In summary, most of the results provide evidence that MMR improves code quality, indicated by different attributes and measures. Exceptions occur either because of the empirical study’s design (i.e., the applied mutation idea) or because of special reasons related to a measure definition or a certain characteristic of a selected system.

5 Logistic Regression Analysis Results and Discussion

The Wilcoxon analysis provided evidence for whether MMR caused the value of any of the considered measures to significantly change. However, finding a measure that is significantly affected by MMR does not imply that it is a significant predictor for MMR. To test the prediction ability, we performed ULR and MLR ML-based analyses. The ULR analysis results are summarized in Table 7, which reports the standardized C1 values.
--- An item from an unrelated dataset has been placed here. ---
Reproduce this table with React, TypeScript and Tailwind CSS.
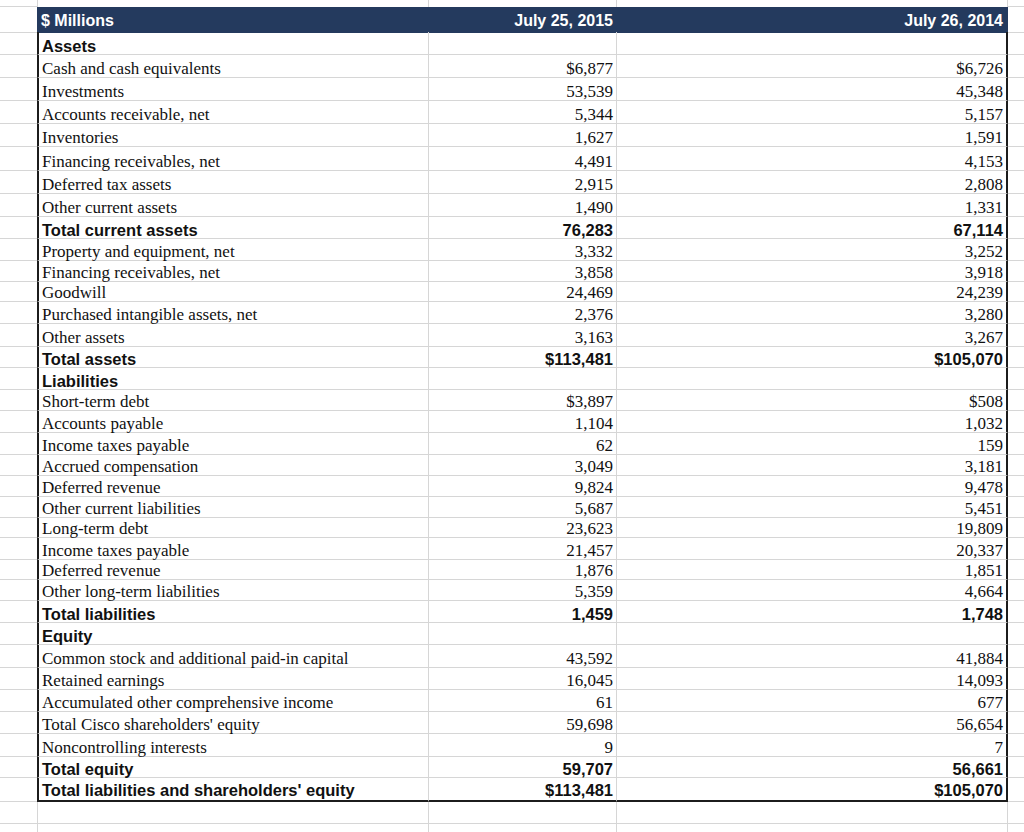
type Row = {
  label: string;
  a?: string;
  b?: string;
  bold?: boolean;
  h: string;
};

const rows: Row[] = [
  { label: "Assets", bold: true, h: "h-[23px]" },
  { label: "Cash and cash equivalents", a: "$6,877", b: "$6,726", h: "h-[23px]" },
  { label: "Investments", a: "53,539", b: "45,348", h: "h-[23px]" },
  { label: "Accounts receivable, net", a: "5,344", b: "5,157", h: "h-[23px]" },
  { label: "Inventories", a: "1,627", b: "1,591", h: "h-[23px]" },
  { label: "Financing receivables, net", a: "4,491", b: "4,153", h: "h-[24px]" },
  { label: "Deferred tax assets", a: "2,915", b: "2,808", h: "h-[23px]" },
  { label: "Other current assets", a: "1,490", b: "1,331", h: "h-[23px]" },
  { label: "Total current assets", a: "76,283", b: "67,114", bold: true, h: "h-[22px]" },
  { label: "Property and equipment, net", a: "3,332", b: "3,252", h: "h-[22px]" },
  { label: "Financing receivables, net", a: "3,858", b: "3,918", h: "h-[21px]" },
  { label: "Goodwill", a: "24,469", b: "24,239", h: "h-[20px]" },
  { label: "Purchased intangible assets, net", a: "2,376", b: "3,280", h: "h-[22px]" },
  { label: "Other assets", a: "3,163", b: "3,267", h: "h-[23px]" },
  { label: "Total assets", a: "$113,481", b: "$105,070", bold: true, h: "h-[21px]" },
  { label: "Liabilities", bold: true, h: "h-[22px]" },
  { label: "Short-term debt", a: "$3,897", b: "$508", h: "h-[21px]" },
  { label: "Accounts payable", a: "1,104", b: "1,032", h: "h-[22px]" },
  { label: "Income taxes payable", a: "62", b: "159", h: "h-[22px]" },
  { label: "Accrued compensation", a: "3,049", b: "3,181", h: "h-[21px]" },
  { label: "Deferred revenue", a: "9,824", b: "9,478", h: "h-[21px]" },
  { label: "Other current liabilities", a: "5,687", b: "5,451", h: "h-[21px]" },
  { label: "Long-term debt", a: "23,623", b: "19,809", h: "h-[20px]" },
  { label: "Income taxes payable", a: "21,457", b: "20,337", h: "h-[22px]" },
  { label: "Deferred revenue", a: "1,876", b: "1,851", h: "h-[20px]" },
  { label: "Other long-term liabilities", a: "5,359", b: "4,664", h: "h-[21px]" },
  { label: "Total liabilities", a: "1,459", b: "1,748", bold: true, h: "h-[22px]" },
  { label: "Equity", bold: true, h: "h-[22px]" },
  { label: "Common stock and additional paid-in capital", a: "43,592", b: "41,884", h: "h-[23px]" },
  { label: "Retained earnings", a: "16,045", b: "14,093", h: "h-[22px]" },
  { label: "Accumulated other comprehensive income", a: "61", b: "677", h: "h-[22px]" },
  { label: "Total Cisco shareholders' equity", a: "59,698", b: "56,654", h: "h-[22px]" },
  { label: "Noncontrolling interests", a: "9", b: "7", h: "h-[23px]" },
  { label: "Total equity", a: "59,707", b: "56,661", bold: true, h: "h-[21px]" },
  { label: "Total liabilities and shareholders' equity", a: "$113,481", b: "$105,070", bold: true, h: "h-[24px]" },
];

const cols = "grid grid-cols-[37px_392px_188px_391px_1fr]";
const serif = "font-['Liberation_Serif',_'Times_New_Roman',serif] text-[17px]";
const sans = "font-['Liberation_Sans',Arial,sans-serif] text-[16.5px] font-bold";
const head = "font-['Liberation_Sans',Arial,sans-serif] text-[16px] font-bold";

function DataRow({ row, last }: { row: Row; last: boolean }) {
  const font = row.bold ? sans : serif;
  // last row closes the table with the dark rule
  const bottom = last ? "border-b-2 border-b-[#1c1c1c] pb-[2px]" : "border-b border-b-[#d6d6d6]";
  return (
    <div className={`${cols} ${row.h}`}>
      <div className="border-b border-[#d6d6d6]" />
      <div
        className={`flex items-end whitespace-nowrap border-l-2 border-r border-l-[#1c1c1c] border-r-[#d6d6d6] pl-[3px] leading-[16px] text-[#111] ${bottom} ${font}`}
      >
        {row.label}
      </div>
      <div
        className={`flex items-end justify-end whitespace-nowrap border-r border-r-[#d6d6d6] pr-[3px] leading-[16px] text-[#111] ${bottom} ${font}`}
      >
        {row.a}
      </div>
      <div
        className={`flex items-end justify-end whitespace-nowrap border-r-2 border-r-[#1c1c1c] pr-[3px] leading-[16px] text-[#111] ${bottom} ${font}`}
      >
        {row.b}
      </div>
      <div className="border-b border-[#d6d6d6]" />
    </div>
  );
}

function EmptyRow({ h }: { h: string }) {
  return (
    <div className={`${cols} ${h}`}>
      <div className="border-b border-[#d6d6d6]" />
      <div className="border-b border-l border-r border-[#d6d6d6]" />
      <div className="border-b border-r border-[#d6d6d6]" />
      <div className="border-b border-r border-[#d6d6d6]" />
      <div className="border-b border-[#d6d6d6]" />
    </div>
  );
}

export default function App() {
  return (
    <div className="h-[832px] w-[1024px] overflow-hidden bg-white">
      <div className={`${cols} h-[7px]`}>
        <div className="border-b border-[#d6d6d6]" />
        <div className="border-l border-r border-[#d6d6d6]" />
        <div className="border-r border-[#d6d6d6]" />
        <div className="border-r border-[#d6d6d6]" />
        <div className="border-b border-[#d6d6d6]" />
      </div>
      <div className={`${cols} h-[25px]`}>
        <div className="border-b border-[#d6d6d6]" />
        <div className={`flex items-center bg-[#243a5e] pl-[4px] pt-[2px] text-white ${head}`}>$ Millions</div>
        <div className={`flex items-center justify-end bg-[#243a5e] pr-[4px] pt-[2px] text-white ${head}`}>
          July 25, 2015
        </div>
        <div className={`flex items-center justify-end bg-[#243a5e] pr-[5px] pt-[2px] text-white ${head}`}>
          July 26, 2014
        </div>
        <div className="border-b border-[#d6d6d6]" />
      </div>
      {rows.map((row, i) => (
        <DataRow key={i} row={row} last={i === rows.length - 1} />
      ))}
      <EmptyRow h="h-[22px]" />
      <EmptyRow h="h-[22px]" />
    </div>
  );
}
As explained in Sect. 3.4, in our context, a positive value indicates a positive impact (i.e., the probability of a class needing MMR increases as the value of the measure increases), and a negative value indicates a negative impact. The parentheses indicate that the measure was found to be a nonsignificant predictor for MMR (i.e., p-value > 0.05), and a value without parentheses indicates that the measure was found to be a significant MMR predictor.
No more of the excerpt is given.